El Paso County has seen fewer confirmed coronavirus cases and hospitalizations in recent days, but it continues to have one of the highest death tolls in Colorado.
The county's "busiest front" in the coronavirus fight is in long-term care facilities that have had outbreaks and are likely to see the "overwhelming majority" of the county's deaths going forward, said Dr. Leon Kelly, public health deputy medical director.
El Paso County has seen 28 coronavirus deaths as of Tuesday — second only to Denver, which has 31 deaths as of Tuesday. It also had 463 confirmed cases and 131 cumulative hospitalizations as of Monday, county data show.
"Collectively as a community we have still got a big battle on our hands," Kelly said.
El Paso County had identified coronavirus outbreaks in eight long-term care facilities as of Tuesday, said Michelle Hewitt, a spokeswoman for the agency. Denver County had confirmed 13 outbreaks as of Tuesday, said Eric Escudero, the Denver Joint Information Center.
The three El Paso County facilities with the largest outbreaks have all had 10 or more residents test positive and several deaths, Hewitt said. Laurel Manor Care Center, has had six deaths. MorningStar at Mountain Shadows has had four deaths, and Winslow Court Assisted and Senior Living, has had two residents die, she said.
In long-term care facilities that have more than 10 cases of coronavirus, it's likely many people were exposed and the outbreaks will be tough to contain among the residents, said Dr. Jeff Wallace, a geriatrician at the CU Anschutz Multidisciplinary Center on Aging.
"You are just keeping score now to see who is going to be impacted," he said, in an interview.
In long-term care facilities with less than five cases, the staff can isolate patients well and likely control the outbreaks, he said.
"The facilities are getting really quite good right now at monitoring, isolating," he said.

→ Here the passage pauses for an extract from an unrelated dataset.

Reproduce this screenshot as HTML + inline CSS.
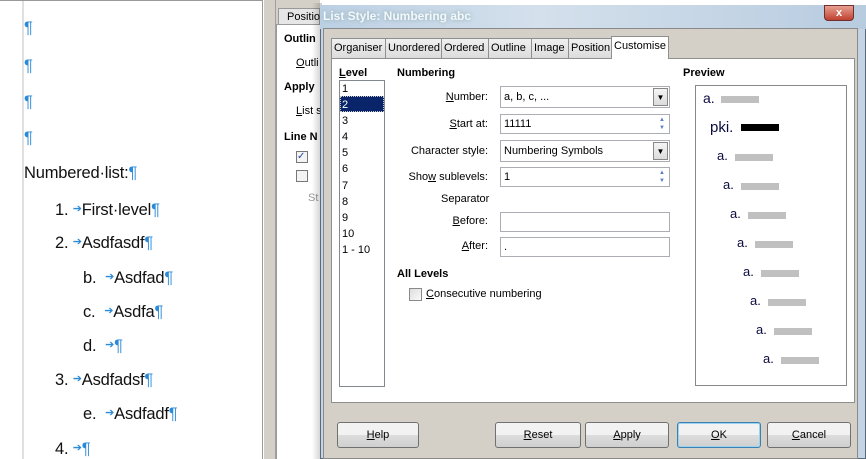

Nursing homes across Colorado have also taken preventative steps such as not allowing any nonessential visitors into buildings and while nursing homes are likely to have sporadic cases, he expects to see fewer large clusters, Wallace said.
El Paso County Public health officials are working with a total of 22 facilities who have seen residents with respiratory symptoms, complaints or exposure concerns, Hewitt said. Outbreaks in long-term care facilities are concerning because many of the residents are likely to have underlying health conditions that make them susceptible to the disease.
Kelly also highlighted positive coronavirus data for El Paso County. For example, daily hospitalizations have dropped from 12 on March 31 to 3 on Sunday, the data show. The number of daily positive cases has also dropped from 33 on April 2 to 12 as of Monday, he said.
Most of the new cases have been identified among hospital workers and long-term care residents, Kelly said. A federally sponsored testing site operated by UCHealth has been focused on testing first responders and health care workers since last week. It expanded to elderly patients on Sunday.
The county is preparing for a surge of patients by working with Optum to set up some alternative care facilities in vacant outpatient surgery centers, Kelly said. The centers could help care for patients who do not need to be hospitalized, but cannot go home, he said.
The county is hoping to have space for 350 additional beds outside of the hospitals, he said.
"We are all moving collectively in the right direction," he said.